### Given task
Identify the lines that contain the string "screenshot" and copy all of them.

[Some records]
#####
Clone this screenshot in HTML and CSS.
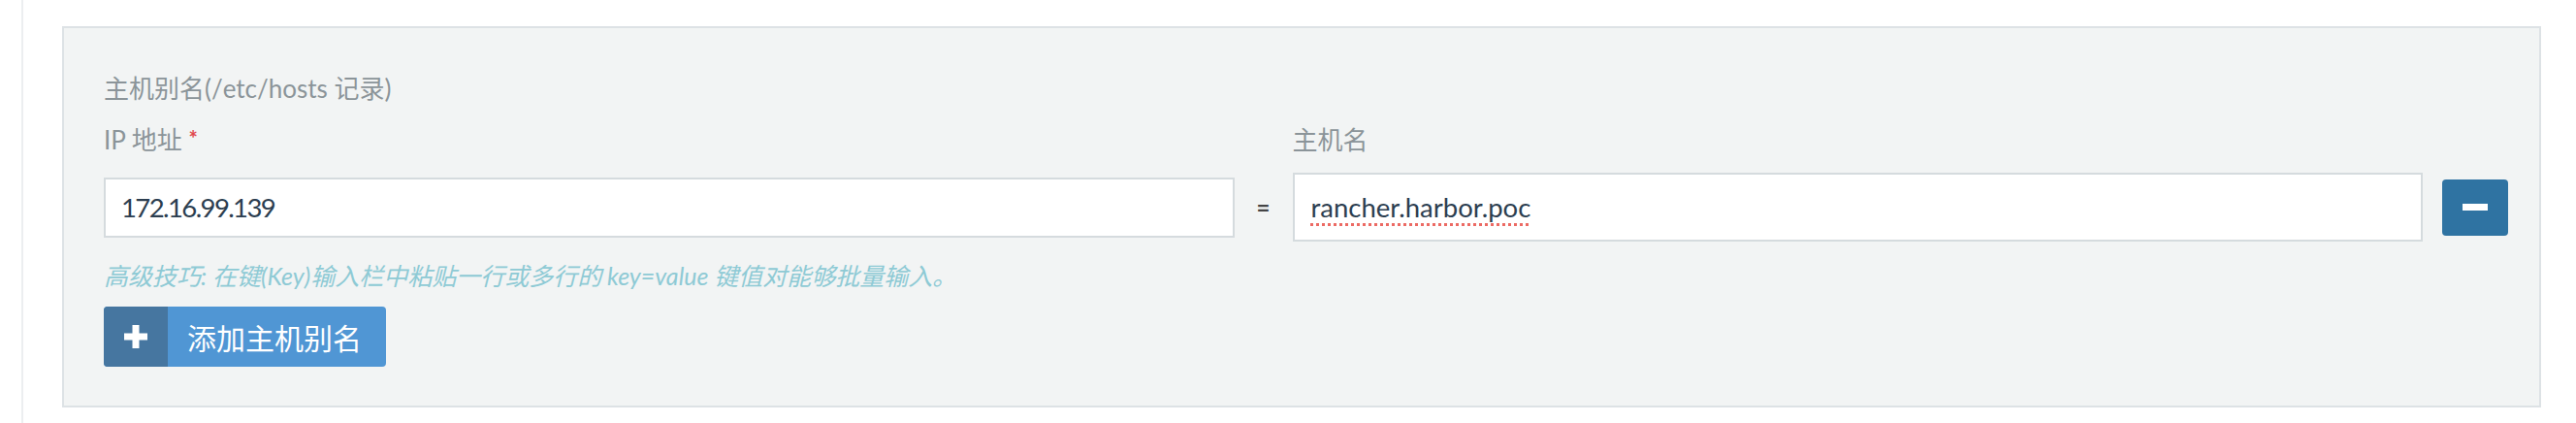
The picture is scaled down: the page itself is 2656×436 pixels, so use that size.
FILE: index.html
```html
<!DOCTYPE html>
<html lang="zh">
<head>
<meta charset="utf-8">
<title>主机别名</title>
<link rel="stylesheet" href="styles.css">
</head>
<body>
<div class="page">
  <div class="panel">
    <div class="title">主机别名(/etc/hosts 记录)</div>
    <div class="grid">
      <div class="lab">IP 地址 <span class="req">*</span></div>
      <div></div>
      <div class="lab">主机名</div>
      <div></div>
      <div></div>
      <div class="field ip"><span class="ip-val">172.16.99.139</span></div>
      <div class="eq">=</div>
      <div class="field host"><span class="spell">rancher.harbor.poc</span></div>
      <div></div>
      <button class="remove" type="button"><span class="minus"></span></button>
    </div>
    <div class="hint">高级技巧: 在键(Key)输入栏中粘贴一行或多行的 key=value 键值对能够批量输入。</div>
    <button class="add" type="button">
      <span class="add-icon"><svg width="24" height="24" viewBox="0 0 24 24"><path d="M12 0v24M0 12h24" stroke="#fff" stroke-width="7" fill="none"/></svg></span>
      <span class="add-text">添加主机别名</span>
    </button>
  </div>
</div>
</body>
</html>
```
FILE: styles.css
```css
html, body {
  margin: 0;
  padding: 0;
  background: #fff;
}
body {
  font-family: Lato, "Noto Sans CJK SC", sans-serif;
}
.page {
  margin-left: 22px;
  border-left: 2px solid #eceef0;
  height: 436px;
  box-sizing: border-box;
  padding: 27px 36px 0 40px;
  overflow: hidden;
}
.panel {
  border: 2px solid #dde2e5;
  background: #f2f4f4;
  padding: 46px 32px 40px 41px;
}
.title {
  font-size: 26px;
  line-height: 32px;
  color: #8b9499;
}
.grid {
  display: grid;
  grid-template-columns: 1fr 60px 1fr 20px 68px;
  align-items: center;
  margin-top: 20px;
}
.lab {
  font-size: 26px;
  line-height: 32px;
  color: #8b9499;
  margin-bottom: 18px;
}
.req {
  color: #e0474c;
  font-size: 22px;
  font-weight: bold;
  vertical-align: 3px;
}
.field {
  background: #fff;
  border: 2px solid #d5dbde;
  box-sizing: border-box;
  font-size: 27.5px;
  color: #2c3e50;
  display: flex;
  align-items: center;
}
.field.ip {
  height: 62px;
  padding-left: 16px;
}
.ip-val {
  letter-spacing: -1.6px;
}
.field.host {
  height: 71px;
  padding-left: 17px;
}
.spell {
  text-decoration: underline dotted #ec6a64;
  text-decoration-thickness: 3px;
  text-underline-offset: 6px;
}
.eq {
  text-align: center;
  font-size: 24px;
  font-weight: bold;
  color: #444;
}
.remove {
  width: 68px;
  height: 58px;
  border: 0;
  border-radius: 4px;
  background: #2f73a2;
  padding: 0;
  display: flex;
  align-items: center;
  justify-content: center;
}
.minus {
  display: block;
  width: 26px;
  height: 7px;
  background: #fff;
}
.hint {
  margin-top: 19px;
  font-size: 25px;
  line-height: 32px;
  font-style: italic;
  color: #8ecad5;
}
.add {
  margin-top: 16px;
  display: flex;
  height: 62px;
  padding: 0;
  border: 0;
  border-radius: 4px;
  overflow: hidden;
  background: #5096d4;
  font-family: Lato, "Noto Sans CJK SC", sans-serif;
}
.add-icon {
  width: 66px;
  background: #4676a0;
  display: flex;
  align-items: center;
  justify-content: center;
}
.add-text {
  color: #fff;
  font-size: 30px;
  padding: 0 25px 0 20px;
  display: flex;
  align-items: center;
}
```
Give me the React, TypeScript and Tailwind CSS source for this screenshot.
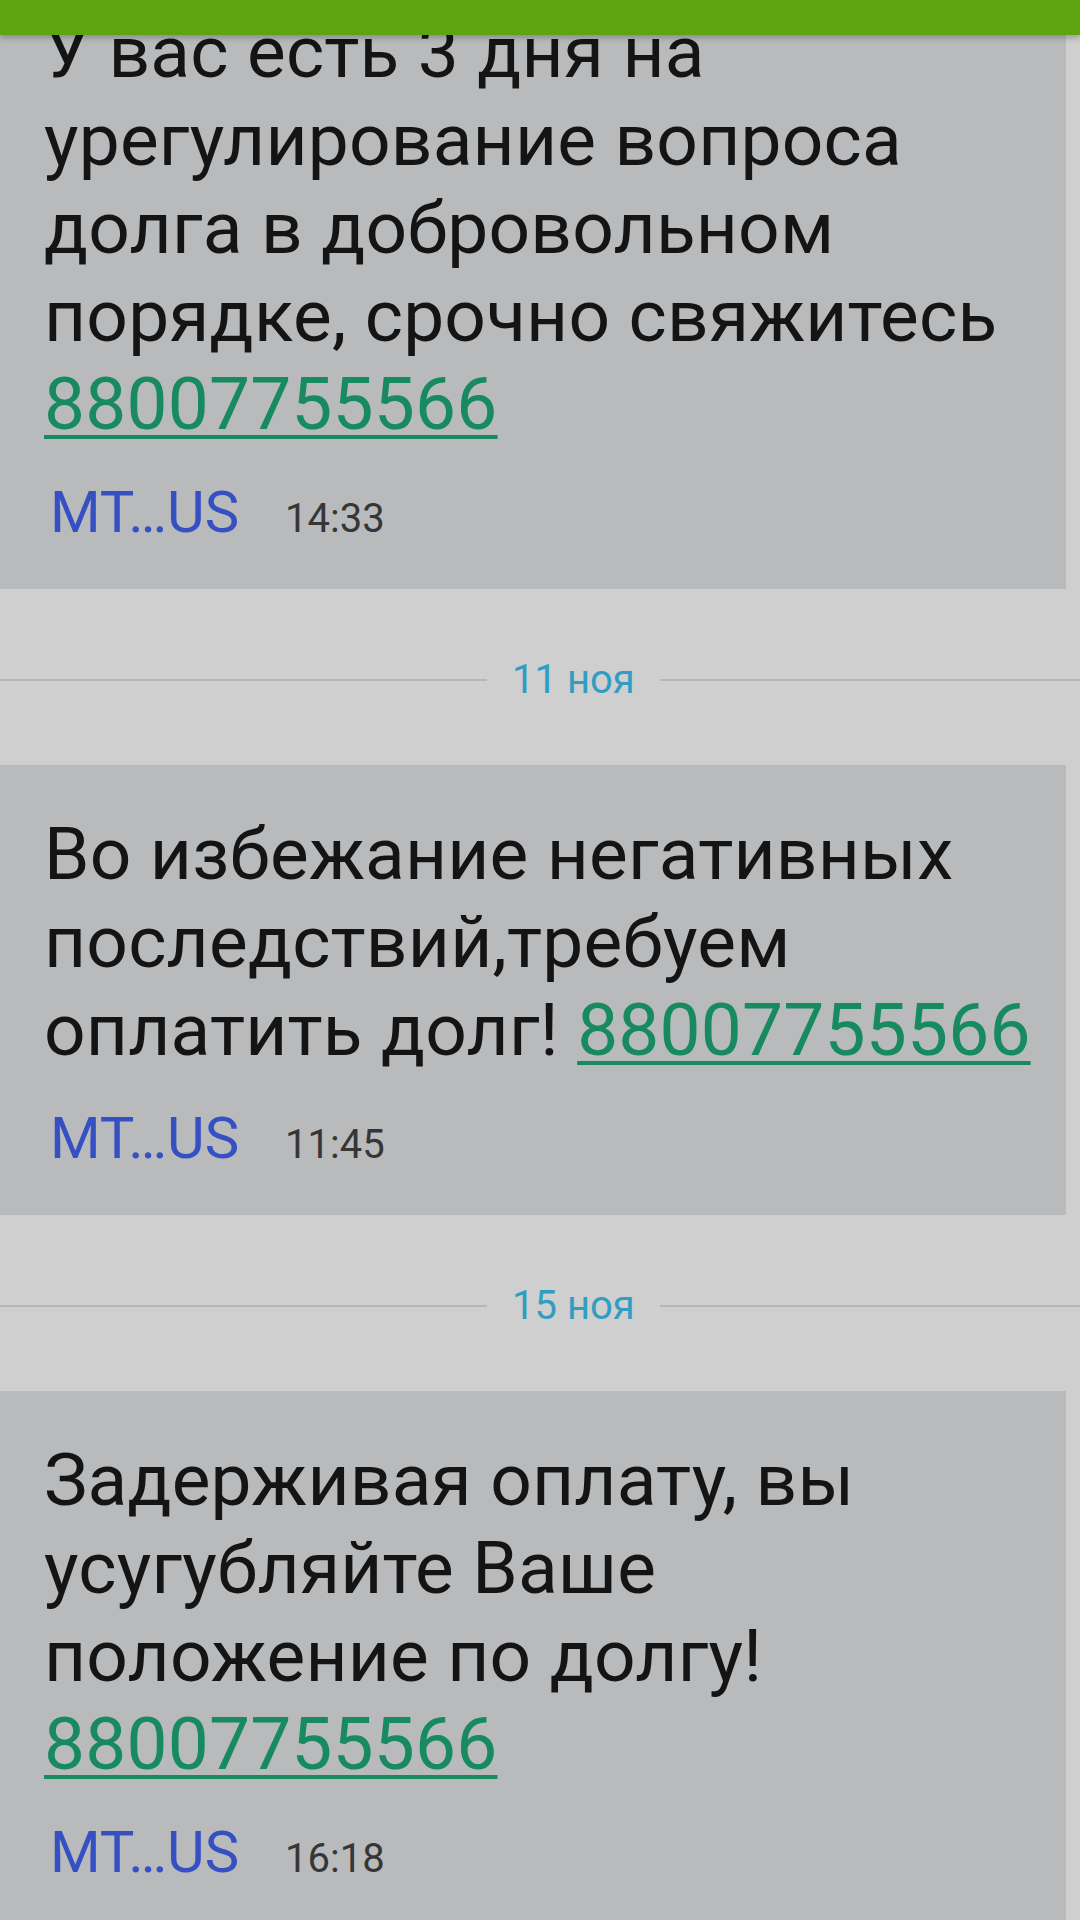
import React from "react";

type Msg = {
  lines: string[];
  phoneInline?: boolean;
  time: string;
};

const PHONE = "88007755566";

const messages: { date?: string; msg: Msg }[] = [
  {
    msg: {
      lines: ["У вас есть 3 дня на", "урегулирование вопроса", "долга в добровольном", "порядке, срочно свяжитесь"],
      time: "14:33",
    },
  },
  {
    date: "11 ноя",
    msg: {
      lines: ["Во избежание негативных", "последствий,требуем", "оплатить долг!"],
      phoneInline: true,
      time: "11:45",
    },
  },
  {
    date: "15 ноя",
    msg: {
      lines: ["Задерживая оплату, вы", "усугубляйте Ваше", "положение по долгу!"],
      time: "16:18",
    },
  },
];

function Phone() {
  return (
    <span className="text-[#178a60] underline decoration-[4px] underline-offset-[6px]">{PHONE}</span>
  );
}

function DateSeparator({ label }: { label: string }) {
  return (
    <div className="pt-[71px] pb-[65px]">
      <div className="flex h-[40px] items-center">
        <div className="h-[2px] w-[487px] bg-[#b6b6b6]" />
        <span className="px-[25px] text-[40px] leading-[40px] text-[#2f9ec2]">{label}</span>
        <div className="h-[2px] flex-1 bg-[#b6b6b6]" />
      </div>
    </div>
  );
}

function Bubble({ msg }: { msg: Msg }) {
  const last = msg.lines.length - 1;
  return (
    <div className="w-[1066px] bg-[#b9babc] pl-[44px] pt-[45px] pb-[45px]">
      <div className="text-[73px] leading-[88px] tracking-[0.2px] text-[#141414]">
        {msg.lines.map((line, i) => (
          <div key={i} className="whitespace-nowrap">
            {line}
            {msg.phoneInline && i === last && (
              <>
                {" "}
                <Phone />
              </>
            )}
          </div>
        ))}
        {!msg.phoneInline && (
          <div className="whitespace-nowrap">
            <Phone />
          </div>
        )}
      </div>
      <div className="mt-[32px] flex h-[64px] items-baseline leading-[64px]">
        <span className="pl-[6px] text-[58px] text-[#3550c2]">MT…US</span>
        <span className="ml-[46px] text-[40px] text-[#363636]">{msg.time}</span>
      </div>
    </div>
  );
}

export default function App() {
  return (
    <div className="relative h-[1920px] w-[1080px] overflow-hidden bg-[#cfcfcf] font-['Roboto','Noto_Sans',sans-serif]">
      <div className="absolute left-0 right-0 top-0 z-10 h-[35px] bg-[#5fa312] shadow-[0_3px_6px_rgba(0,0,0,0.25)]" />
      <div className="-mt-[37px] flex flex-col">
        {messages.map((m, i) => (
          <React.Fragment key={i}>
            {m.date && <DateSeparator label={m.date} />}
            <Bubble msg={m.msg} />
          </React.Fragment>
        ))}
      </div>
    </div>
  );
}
#####
### Response to the task
Clone this screenshot in HTML and CSS.
Give me the React, TypeScript and Tailwind CSS source for this screenshot.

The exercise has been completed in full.